The point wasn’t perfection. It was reducing decision-making for repetitive tasks.

Every time I reuse a structure, I’m not starting from zero. And that adds up faster than you think.

Searchability is more important than organization

Here’s something I learned the hard way: you don’t need perfect organization if you have great search.

I used to spend too much time categorizing everything.
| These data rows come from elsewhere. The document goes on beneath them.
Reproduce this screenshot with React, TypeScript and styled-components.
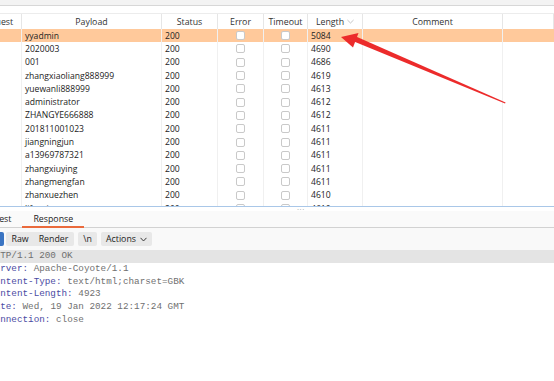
import styled, { createGlobalStyle } from 'styled-components';

const GlobalStyle = createGlobalStyle`
  html, body {
    margin: 0;
    padding: 0;
    background: #ffffff;
  }
  * {
    box-sizing: border-box;
  }
`;

type Row = { payload: string; length: string };

const rows: Row[] = [
  { payload: 'yyadmin', length: '5084' },
  { payload: '2020003', length: '4690' },
  { payload: '001', length: '4686' },
  { payload: 'zhangxiaoliang888999', length: '4619' },
  { payload: 'yuewanli888999', length: '4613' },
  { payload: 'administrator', length: '4612' },
  { payload: 'ZHANGYE666888', length: '4612' },
  { payload: '201811001023', length: '4611' },
  { payload: 'jiangningjun', length: '4611' },
  { payload: 'a13969787321', length: '4611' },
  { payload: 'zhangxiuying', length: '4611' },
  { payload: 'zhangmengfan', length: '4611' },
  { payload: 'zhanxuezhen', length: '4610' },
  { payload: 'lifanyi', length: '4610' },
];

const headers = [
  { name: 'Server', value: 'Apache-Coyote/1.1' },
  { name: 'Content-Type', value: 'text/html;charset=GBK' },
  { name: 'Content-Length', value: '4923' },
  { name: 'Date', value: 'Wed, 19 Jan 2022 12:17:24 GMT' },
  { name: 'Connection', value: 'close' },
];

export default function App() {
  return (
    <>
      <GlobalStyle />
      <Screen>
        <TopStrip />
        <TablePane>
          <Grid>
            <HeadCell>Request</HeadCell>
            <HeadCell>Payload</HeadCell>
            <HeadCell>Status</HeadCell>
            <HeadCell>Error</HeadCell>
            <HeadCell>Timeout</HeadCell>
            <HeadCell>
              Length <SortIcon viewBox='0 0 8 5'><path d='M0.5 0.8 L4 4.2 L7.5 0.8' /></SortIcon>
            </HeadCell>
            <HeadCell>Comment</HeadCell>
            <HeadCell />
          </Grid>
          {rows.map((r, i) => (
            <Grid key={i} $selected={i === 0}>
              <Cell />
              <Cell>{r.payload}</Cell>
              <Cell>200</Cell>
              <BoxCell><Check /></BoxCell>
              <BoxCell><Check /></BoxCell>
              <Cell>{r.length}</Cell>
              <Cell />
              <Cell $last />
            </Grid>
          ))}
        </TablePane>
        <Splitter>
          <Grip>···</Grip>
        </Splitter>
        <Tabs>
          <Tab>Request</Tab>
          <Tab $active>Response</Tab>
        </Tabs>
        <Toolbar>
          <PrettyBtn>Pretty</PrettyBtn>
          <Segment>
            <SegBtn>Raw</SegBtn>
            <SegBtn>Render</SegBtn>
          </Segment>
          <ToolBtn>\n</ToolBtn>
          <ToolBtn>
            Actions <ActIcon viewBox='0 0 8 5'><path d='M0.6 0.6 L4 4.2 L7.4 0.6' /></ActIcon>
          </ToolBtn>
        </Toolbar>
        <Code>
          <Line $band>HTTP/1.1 200 OK</Line>
          {headers.map((h) => (
            <Line key={h.name}>
              <HName>{h.name}:</HName> {h.value}
            </Line>
          ))}
        </Code>
        <Arrow viewBox='0 0 554 381'>
          <polygon points='354,41.5 505,103.6 505.6,102.4 356,36.5' fill='#ec2b2b' />
          <polygon points='341,37 358.5,33 353,47.5' fill='#ec2b2b' />
        </Arrow>
      </Screen>
    </>
  );
}

const Screen = styled.div`
  position: relative;
  width: 554px;
  height: 381px;
  overflow: hidden;
  font-family: 'Open Sans', 'Noto Sans', sans-serif;
  font-size: 8.6px;
  color: #222222;
  background: #ffffff;
`;

const TopStrip = styled.div`
  height: 6px;
  background: #f3f3f3;
  border-bottom: 1px solid #d7d7d7;
  margin-bottom: 7px;
`;

const TablePane = styled.div`
  height: 193px;
  overflow: hidden;
  margin-left: -28px;
  border-top: 1px solid #ececec;
`;

const Grid = styled.div<{ $selected?: boolean }>`
  display: grid;
  grid-template-columns: 50px 140px 56px 46px 44px 55px 140px 1fr;
  background: ${(p) => (p.$selected ? '#ffc99b' : 'transparent')};

  &:first-child {
    height: 15px;
  }
  &:not(:first-child) {
    height: 13.3px;
  }
`;

const HeadCell = styled.div`
  display: flex;
  align-items: center;
  justify-content: center;
  gap: 3px;
  color: #333333;
  font-size: 8.8px;
  border-right: 1px solid #e6e6e6;
  white-space: nowrap;
  overflow: hidden;
`;

const SortIcon = styled.svg`
  width: 7px;
  height: 5px;
  fill: none;
  stroke: #b5b5b5;
  stroke-width: 0.9;
`;

const Cell = styled.div<{ $last?: boolean }>`
  display: flex;
  align-items: center;
  padding-left: 3px;
  white-space: nowrap;
  overflow: hidden;
  border-right: ${(p) => (p.$last ? 'none' : '1px solid #f0f0f0')};
`;

const BoxCell = styled.div`
  display: flex;
  align-items: center;
  justify-content: center;
  border-right: 1px solid #f0f0f0;
`;

const Check = styled.span`
  width: 9px;
  height: 9px;
  border: 1px solid #c9c9c9;
  border-radius: 2px;
  background: #ffffff;
`;

const Splitter = styled.div`
  height: 5px;
  border-top: 1px solid #a9c7e8;
  display: flex;
  justify-content: flex-start;
  padding-left: 297px;
`;

const Grip = styled.span`
  font-size: 8px;
  line-height: 4px;
  color: #9a9a9a;
  letter-spacing: 0.5px;
`;

const Tabs = styled.div`
  display: flex;
  align-items: stretch;
  height: 17px;
  margin-left: -33px;
  background: #fafafa;
  border-bottom: 1px solid #d2d2d2;
`;

const Tab = styled.div<{ $active?: boolean }>`
  display: flex;
  align-items: center;
  padding: 0 11px;
  font-size: 8.8px;
  color: #222222;
  border-bottom: 2px solid ${(p) => (p.$active ? '#ea6a3c' : 'transparent')};
  margin-bottom: -1px;
`;

const Toolbar = styled.div`
  display: flex;
  align-items: center;
  gap: 4px;
  height: 22px;
  margin-left: -29px;
  background: #f9f9f9;
`;

const PrettyBtn = styled.div`
  height: 14px;
  padding: 0 4px;
  margin-right: -2px;
  display: flex;
  align-items: center;
  background: #3a74c2;
  color: #ffffff;
  border-radius: 2px;
  font-size: 8.8px;
`;

const Segment = styled.div`
  display: flex;
  height: 14px;
  padding: 0 1px;
  background: #e8e8e8;
  border-radius: 2px;
`;

const SegBtn = styled.div`
  display: flex;
  align-items: center;
  padding: 0 5px;
  font-size: 8.8px;
  color: #222222;
`;

const ToolBtn = styled.div`
  display: flex;
  align-items: center;
  gap: 4px;
  height: 14px;
  padding: 0 5px;
  background: #e8e8e8;
  border-radius: 2px;
  font-size: 8.8px;
  color: #222222;
`;

const ActIcon = styled.svg`
  width: 7px;
  height: 5px;
  fill: none;
  stroke: #333333;
  stroke-width: 1.1;
`;

const Code = styled.div`
  margin-left: -11px;
  font-family: 'Liberation Mono', 'DejaVu Sans Mono', monospace;
  font-size: 9.3px;
  color: #707070;
`;

const Line = styled.div<{ $band?: boolean }>`
  height: 12.8px;
  line-height: 12.8px;
  white-space: pre;
  background: ${(p) => (p.$band ? '#e4e4e4' : 'transparent')};
  margin-right: ${(p) => (p.$band ? '-11px' : '0')};
`;

const HName = styled.span`
  color: #4a4aa3;
`;

const Arrow = styled.svg`
  position: absolute;
  left: 0;
  top: 0;
  width: 554px;
  height: 381px;
  pointer-events: none;
`;
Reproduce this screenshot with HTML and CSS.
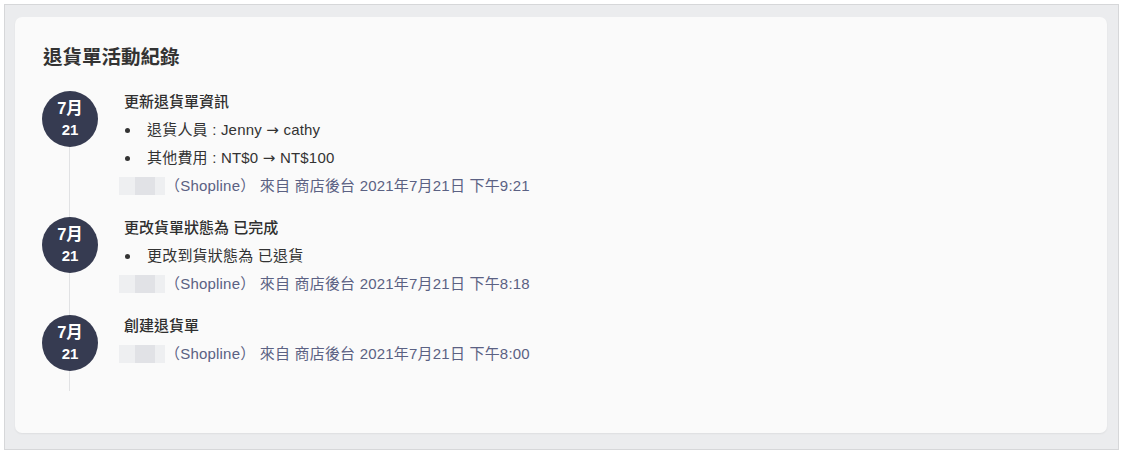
FILE: index.html
```html
<!DOCTYPE html>
<html lang="zh-Hant">
<head>
  <meta charset="UTF-8">
  <title>退貨單活動紀錄</title>
  <link rel="stylesheet" href="styles.css">
</head>
<body>
<div class="frame">
  <div class="card">
    <h2 class="card-title">退貨單活動紀錄</h2>
    <div class="timeline">
      <div class="event">
        <div class="date"><span class="month">7月</span><span class="day">21</span></div>
        <div class="content">
          <div class="event-title">更新退貨單資訊</div>
          <ul class="changes">
            <li>退貨人員 : Jenny <span class="arrow">→</span> cathy</li>
            <li>其他費用 : NT$0 <span class="arrow">→</span> NT$100</li>
          </ul>
          <div class="meta"><span class="blur"></span>（Shopline） 來自 商店後台 2021年7月21日 下午9:21</div>
        </div>
      </div>
      <div class="event">
        <div class="date"><span class="month">7月</span><span class="day">21</span></div>
        <div class="content">
          <div class="event-title">更改貨單狀態為 已完成</div>
          <ul class="changes">
            <li>更改到貨狀態為 已退貨</li>
          </ul>
          <div class="meta"><span class="blur"></span>（Shopline） 來自 商店後台 2021年7月21日 下午8:18</div>
        </div>
      </div>
      <div class="event">
        <div class="date"><span class="month">7月</span><span class="day">21</span></div>
        <div class="content">
          <div class="event-title">創建退貨單</div>
          <div class="meta"><span class="blur"></span>（Shopline） 來自 商店後台 2021年7月21日 下午8:00</div>
        </div>
      </div>
    </div>
  </div>
</div>
</body>
</html>
```

FILE: styles.css
```css
* {
  padding: 0;
  margin: 0;
  list-style: none;
  box-sizing: border-box;
}

body {
  background: #fff;
  font-family: "Liberation Sans", "Noto Sans CJK TC", sans-serif;
  color: #333;
}

.frame {
  width: 1115px;
  height: 446px;
  margin: 4px;
  padding: 12px 11px 15px 10px;
  background: #ebecee;
  border: 1px solid #d6d7d9;
}

.card {
  height: 416px;
  padding: 26px 28px 0 27px;
  background: #fafafa;
  border-radius: 7px;
  box-shadow: 0 1px 2px rgba(0, 0, 0, 0.06);
}

.card-title {
  font-size: 19.5px;
  line-height: 28px;
  font-weight: 600;
  color: #333;
  padding-left: 1px;
  margin-bottom: 17px;
}

.timeline {
  position: relative;
  display: flex;
  flex-direction: column;
  gap: 14px;
  padding-bottom: 20px;
}

/* vertical connector behind the dates */
.timeline::before {
  content: "";
  position: absolute;
  left: 27px;
  top: 10px;
  bottom: 0;
  width: 1px;
  background: #e1e2e4;
}

.event {
  display: flex;
  gap: 26px;
  position: relative;
}

.date {
  flex: 0 0 56px;
  width: 56px;
  height: 56px;
  margin-top: 3px;
  border-radius: 50%;
  background: #363b51;
  color: #fff;
  display: flex;
  flex-direction: column;
  align-items: center;
  justify-content: center;
  font-weight: 700;
  line-height: 21px;
}

.month {
  font-size: 16.5px;
}

.day {
  font-size: 15px;
  font-weight: 600;
}

.content {
  font-size: 15px;
  line-height: 28px;
  letter-spacing: 0.2px;
}

.event-title {
  font-weight: 500;
  color: #2f2f2f;
  letter-spacing: 0;
}

.changes li {
  position: relative;
  padding-left: 23px;
  color: #333;
}

.changes li::before {
  content: "";
  position: absolute;
  left: 1px;
  top: 12px;
  width: 5px;
  height: 5px;
  border-radius: 50%;
  background: #333;
}

.arrow {
  font-family: "DejaVu Sans", sans-serif;
  font-size: 15px;
  line-height: 0;
}

.meta {
  display: flex;
  align-items: center;
  margin-left: -5px;
  color: #5b6183;
  white-space: pre;
}

.blur {
  width: 46px;
  height: 18px;
  background: linear-gradient(to right, #eeeff1 0, #eeeff1 16px, #e1e2e6 16px, #e1e2e6 36px, #eeeff1 36px);
}
```
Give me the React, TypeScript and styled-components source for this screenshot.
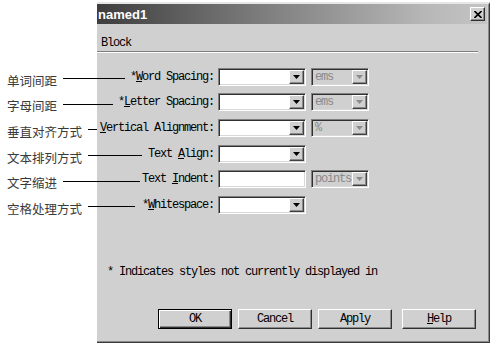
import styled, { createGlobalStyle } from 'styled-components';

const GlobalStyle = createGlobalStyle`
    html, body {
        margin: 0;
        padding: 0;
        background: #ffffff;
    }
    body {
        width: 497px;
        height: 347px;
        overflow: hidden;
    }
`

const mono = `"Liberation Mono", "DejaVu Sans Mono", monospace`;

interface FieldRow {
    label: string;
    key: string;
    star: boolean;
    kind: 'select' | 'input';
    unit?: string;
}

const rows: FieldRow[] = [
    { label: 'ord Spacing:', key: 'W', star: true, kind: 'select', unit: 'ems' },
    { label: 'etter Spacing:', key: 'L', star: true, kind: 'select', unit: 'ems' },
    { label: 'ertical Alignment:', key: 'V', star: false, kind: 'select', unit: '%' },
    { label: 'Text |lign:', key: 'A', star: false, kind: 'select' },
    { label: 'Text |ndent:', key: 'I', star: false, kind: 'input', unit: 'points' },
    { label: 'hitespace:', key: 'W', star: true, kind: 'select' },
];

const callouts = [
    { text: '单词间距', reach: 118 },
    { text: '字母间距', reach: 106 },
    { text: '垂直对齐方式', reach: 90 },
    { text: '文本排列方式', reach: 135 },
    { text: '文字缩进', reach: 133 },
    { text: '空格处理方式', reach: 128 },
];

function Label({ row }: { row: FieldRow }) {
    // "|" marks where the access key sits inside the label
    const parts = row.label.split('|');
    return (
        <FieldLabel>
            {row.star && '*'}
            {parts.length > 1 ? parts[0] : null}
            <u>{row.key}</u>
            {parts.length > 1 ? parts[1] : parts[0]}
        </FieldLabel>
    );
}

function Arrow({ disabled }: { disabled?: boolean }) {
    return (
        <DropButton>
            <svg width="7" height="4" viewBox="0 0 7 4">
                <path d="M0 0 H7 L3.5 4 Z" fill={disabled ? '#8a8a8a' : '#000'} />
            </svg>
        </DropButton>
    );
}

function App() {
    return (
        <>
            <GlobalStyle />
            <Page>
                <Dialog>
                    <TitleBar>
                        <TitleText>named1</TitleText>
                        <CloseButton>
                            <svg width="8" height="7" viewBox="0 0 8 7">
                                <path d="M0.5 0 L7.5 7 M7.5 0 L0.5 7" stroke="#000" strokeWidth="1.6" />
                            </svg>
                        </CloseButton>
                    </TitleBar>
                    <Category>Block</Category>
                    <Separator />
                    <FormGrid>
                        {rows.map((row, i) => (
                            <FormRow key={i}>
                                <Label row={row} />
                                {row.kind === 'select' ? (
                                    <Field $width={88}>
                                        <Arrow />
                                    </Field>
                                ) : (
                                    <Field $width={88} />
                                )}
                                {row.unit ? (
                                    <Field $width={58} $disabled>
                                        <UnitText>{row.unit}</UnitText>
                                        <Arrow disabled />
                                    </Field>
                                ) : <span />}
                            </FormRow>
                        ))}
                    </FormGrid>
                    <Note>* Indicates styles not currently displayed in</Note>
                    <ButtonRow>
                        <Button $default>OK</Button>
                        <Button>Cancel</Button>
                        <Button>Apply</Button>
                        <Button $extra={4}><u>H</u>elp</Button>
                    </ButtonRow>
                </Dialog>
                <Callouts>
                    {callouts.map((c, i) => (
                        <Callout key={i} $reach={c.reach}>
                            <CalloutText>{c.text}</CalloutText>
                            <CalloutLine />
                        </Callout>
                    ))}
                </Callouts>
            </Page>
        </>
    )
}

const Page = styled.div`
    position: relative;
    width: 497px;
    height: 347px;
    box-sizing: border-box;
    padding: 2px 0 0 97px;
`

const Dialog = styled.div`
    width: 393px;
    height: 341px;
    box-sizing: border-box;
    background: #d0d0d0;
    border-top: 2px solid #e6e6e6;
    border-right: 1px solid #3c3c3c;
    border-bottom: 1px solid #3c3c3c;
    box-shadow: inset -1px -1px 0 #8a8a8a;
    padding-right: 2px;
    display: flex;
    flex-direction: column;
`

const TitleBar = styled.div`
    height: 20px;
    display: flex;
    align-items: center;
    justify-content: space-between;
    background: linear-gradient(to right, #3e3e3e 0%, #7a7a7a 40%, #b8b8b8 85%, #c4c4c4 100%);
    padding-right: 2px;
`

const TitleText = styled.span`
    color: #ffffff;
    font-family: "Liberation Sans", Arial, sans-serif;
    font-weight: bold;
    font-size: 13px;
    padding-left: 1px;
`

const CloseButton = styled.div`
    width: 15px;
    height: 14px;
    box-sizing: border-box;
    background: #d0d0d0;
    border-top: 1px solid #ffffff;
    border-left: 1px solid #ffffff;
    border-right: 1px solid #303030;
    border-bottom: 1px solid #303030;
    box-shadow: inset -1px -1px 0 #8a8a8a;
    display: flex;
    align-items: center;
    justify-content: center;
`

const Category = styled.div`
    font-family: ${mono};
    font-size: 12px;
    letter-spacing: -1.2px;
    line-height: 14px;
    margin: 12px 0 0 4px;
    color: #000;
`

const Separator = styled.div`
    height: 0;
    margin: 1px 9px 0 0;
    border-top: 1px solid #808080;
    border-bottom: 1px solid #ffffff;
`

const FormGrid = styled.div`
    display: flex;
    flex-direction: column;
    margin-top: 11px;
`

const FormRow = styled.div`
    height: 25.6px;
    display: grid;
    grid-template-columns: 116px 88px 58px;
    column-gap: 5px;
    align-items: center;
`

const FieldLabel = styled.span`
    font-family: ${mono};
    font-size: 12px;
    letter-spacing: -1.2px;
    text-align: right;
    color: #000;
    white-space: nowrap;
    margin-right: -1px;

    u {
        text-underline-offset: 1px;
    }
`

const Field = styled.div<{ $width: number; $disabled?: boolean }>`
    width: ${p => p.$width}px;
    height: 18px;
    box-sizing: border-box;
    background: ${p => p.$disabled ? '#d0d0d0' : '#ffffff'};
    border-top: 1px solid #808080;
    border-left: 1px solid #808080;
    border-right: 1px solid #ffffff;
    border-bottom: 1px solid #ffffff;
    box-shadow: inset 1px 1px 0 #303030, inset -1px -1px 0 #d8d8d8;
    display: flex;
    align-items: center;
    justify-content: space-between;
    padding: 1px 1px 1px 2px;
`

const UnitText = styled.span`
    font-family: ${mono};
    font-size: 12px;
    letter-spacing: -1.2px;
    color: #8a8a8a;
    padding-left: 1px;
`

const DropButton = styled.div`
    width: 15px;
    height: 14px;
    margin-left: auto;
    box-sizing: border-box;
    background: #d0d0d0;
    border-top: 1px solid #ffffff;
    border-left: 1px solid #ffffff;
    border-right: 1px solid #404040;
    border-bottom: 1px solid #404040;
    box-shadow: inset -1px -1px 0 #8a8a8a;
    display: flex;
    align-items: center;
    justify-content: center;
`

const Note = styled.div`
    font-family: ${mono};
    font-size: 12px;
    letter-spacing: -1.2px;
    line-height: 14px;
    margin: 47px 0 0 10px;
    color: #000;
`

const ButtonRow = styled.div`
    display: flex;
    gap: 6px;
    margin: 30px 0 0 61px;
`

const Button = styled.div<{ $default?: boolean; $extra?: number }>`
    width: 74px;
    height: 20px;
    box-sizing: border-box;
    margin-left: ${p => p.$extra || 0}px;
    background: #d0d0d0;
    ${p => p.$default ? `
        border: 1px solid #000;
        box-shadow: inset 1px 1px 0 #ffffff, inset -1px -1px 0 #303030, inset -2px -2px 0 #8a8a8a;
    ` : `
        border-top: 1px solid #ffffff;
        border-left: 1px solid #ffffff;
        border-right: 1px solid #303030;
        border-bottom: 1px solid #303030;
        box-shadow: inset -1px -1px 0 #8a8a8a;
    `}
    display: flex;
    align-items: center;
    justify-content: center;
    font-family: ${mono};
    font-size: 12px;
    letter-spacing: -1.2px;
    color: #000;
`

const Callouts = styled.div`
    position: absolute;
    left: 7px;
    top: 66px;
    display: flex;
    flex-direction: column;
`

const Callout = styled.div<{ $reach: number }>`
    width: ${p => p.$reach}px;
    height: 25.6px;
    display: flex;
    align-items: center;
`

const CalloutText = styled.span`
    font-family: "Noto Sans CJK SC", "Noto Sans", sans-serif;
    font-size: 12.5px;
    color: #3a3a3a;
    white-space: nowrap;
    padding-top: 3px;
`

const CalloutLine = styled.div`
    flex: 1;
    height: 1px;
    margin-left: 6px;
    background: #000;
`

export default App;
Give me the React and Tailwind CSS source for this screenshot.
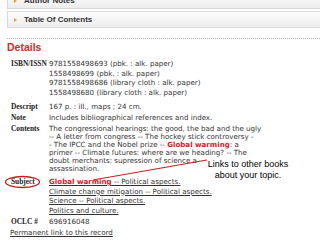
import React from 'react';

function Bar({ label, className }) {
  return (
    <div className={`flex items-center border border-r-0 border-[#d8d8d8] bg-linear-to-b from-[#fcfcfc] to-[#ededed] ${className}`}>
      <span className="ml-[6px] w-0 h-0 border-y-[2.5px] border-y-transparent border-l-[3px] border-l-[#f0a030]" />
      <span className="ml-[7px] font-['Liberation_Sans',sans-serif] font-bold text-[8px] text-[#333]">{label}</span>
    </div>
  );
}

function Row({ label, className, children }) {
  return (
    <div className={`flex ${className}`}>
      <div className="w-[39px] shrink-0 pl-[1px] font-['Liberation_Serif',serif] font-bold text-[7.4px] text-[#222]">{label}</div>
      <div className="text-[7.1px] text-[#333]">{children}</div>
    </div>
  );
}

export default function App() {
  return (
    <div className="relative w-[320px] h-[240px] overflow-hidden bg-white font-['DejaVu_Sans',sans-serif]">
      {/* Collapsed sections */}
      <div className="ml-[7px] -mt-[7px] flex flex-col gap-[2px]">
        <Bar label="Author Notes" className="h-[16px]" />
        <Bar label="Table Of Contents" className="h-[17px]" />
      </div>

      <div className="ml-[7px] mt-[10px] border-t border-dotted border-[#b8b8b8]" />

      <h2 className="ml-[7px] mt-[2px] font-['Liberation_Sans',sans-serif] font-bold text-[10.5px] leading-[12px] text-[#d42b2b]">Details</h2>

      {/* Record fields */}
      <div className="ml-[10px] mt-[6px]">
        <Row label="ISBN/ISSN" className="leading-[9.5px]">
          <div>9781558498693 (pbk. : alk. paper)</div>
          <div>1558498699 (pbk. : alk. paper)</div>
          <div>9781558498686 (library cloth : alk. paper)</div>
          <div>1558498680 (library cloth : alk. paper)</div>
        </Row>
        <Row label="Descript" className="leading-[9.5px] mt-[5px]">
          <div>167 p. : ill., maps ; 24 cm.</div>
        </Row>
        <Row label="Note" className="leading-[9.5px] mt-[1.5px]">
          <div>Includes bibliographical references and index.</div>
        </Row>
        <Row label="Contents" className="leading-[8px] mt-[2.25px]">
          <div>The congressional hearings: the good, the bad and the ugly</div>
          <div>-- A letter from congress -- The hockey stick controversy -</div>
          <div>- The IPCC and the Nobel prize -- <b className="text-[#d0201f]">Global warming</b>: a</div>
          <div>primer -- Climate futures: where are we heading? -- The</div>
          <div>doubt merchants: supression of science a</div>
          <div>assassination.</div>
        </Row>
        <Row label="Subject" className="leading-[9.5px] mt-[4.25px]">
          <div className="underline"><b className="text-[#d0201f]">Global warming</b> -- Political aspects.</div>
          <div className="underline">Climate change mitigation -- Political aspects.</div>
          <div className="underline">Science -- Political aspects.</div>
          <div className="underline">Politics and culture.</div>
        </Row>
        <Row label="OCLC #" className="leading-[9.5px] mt-[2px]">
          <div>696916048</div>
        </Row>
        <div className="mt-[1.5px] leading-[9.5px] text-[7.1px] text-[#333] underline">Permanent link to this record</div>
      </div>

      {/* Annotation overlay */}
      <svg className="absolute inset-0 pointer-events-none" width="320" height="240">
        <ellipse cx="22.5" cy="182" rx="17" ry="5.5" fill="none" stroke="#c81e1e" strokeWidth="1.3" />
        <line x1="93" y1="180" x2="207" y2="160" stroke="#d01e1e" strokeWidth="1.2" />
      </svg>
      <div className="absolute left-[202px] top-[159px] w-[92px] text-center font-['Liberation_Sans',sans-serif] text-[9px] leading-[11px] text-black">
        Links to other books<br />about your topic.
      </div>
    </div>
  );
}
Now I care more about being able to find things quickly than where they “belong.”

That shift changed how I name files, how I write notes, even how I label projects.

If I can’t find something in 10 seconds, the system is already failing.

The role of AI in my workspace (and where it actually helps)

AI didn’t replace my system—it made it lighter.

Instead of over-organizing everything myself, I now use AI for:

– Summarizing long notes into key points
– Turning messy thoughts into structured plans
– Helping me prioritize tasks when everything feels important
– Cleaning up information overload

But I don’t let it run the system.

It assists. It doesn’t decide.

That distinction keeps things grounded.

The weekly reset that keeps everything from collapsing

No system stays clean on its own. That’s something I had to accept.

So I built a simple habit: a weekly reset.

Nothing fancy. Just 30–45 minutes where I go through everything:

– What’s still relevant
– What’s outdated
– What needs action
– What can be deleted without guilt

This prevents buildup. Without it, even the best system slowly turns into chaos again.

What actually changed after building this system

The funny thing is, I didn’t suddenly become “more productive” in a dramatic way.

What changed was smoother thinking.

I stopped losing ideas. I stopped forgetting tasks constantly. I stopped feeling like I was always catching up with myself.

And maybe more importantly, I stopped overcomplicating simple work just because my system was messy.

There’s a quiet kind of clarity that comes when your tools stop getting in your way.

It doesn’t feel like productivity. It feels like relief.

And once you get used to that, you stop tolerating messy systems very quickly.